Standard Bank, Afrique du Sud
CEO : Simpiwe K Tshabalala
Âge : 54
Depuis : 2013 (co-CEO – 9 ans) – 2017 (CEO unique – 5 ans)
Bénéfice annuel du groupe avant impôts à son arrivée : 28,608 millions de rands (2013)
Bénéfice annuel du groupe avant impôts en 2021 : 38,208 millions de rands
Simpiwe K Tshabalala devient co-CEO de Standard Bank, la plus grande banque du pays, en 2013 puis son CEO unique en 2017.

Président et administrateur non exécutif indépendant : Thulani Gcabashe
Depuis : 2003 (19 ans en tant qu’administrateur non exécutif indépendant) – 2015 (7 ans en tant que président du conseil d’administration)

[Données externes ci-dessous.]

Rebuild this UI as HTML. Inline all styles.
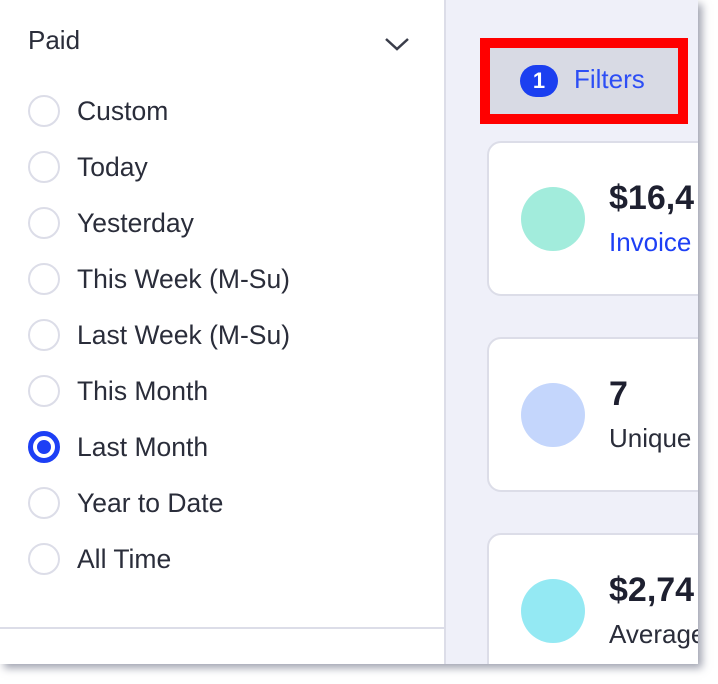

Après l’obtention d’une dérogation réglementaire valable jusqu’en mai 2023, Thulani Gcabashe a été autorisé à dépasser la limite de neuf ans prescrite par le King Code et la directive 4 de 2018 de l’Autorité prudentielle de la SARB pour garantir l’indépendance des administrateurs non exécutifs. Le rapport 2021 de Standard Bank sur la gouvernance a conclu à son indépendance et à celle de son collaborateur Myles Ruck sur plusieurs critères : caractère, comportement, contributions aux délibérations du conseil d’administration et qualité du jugement.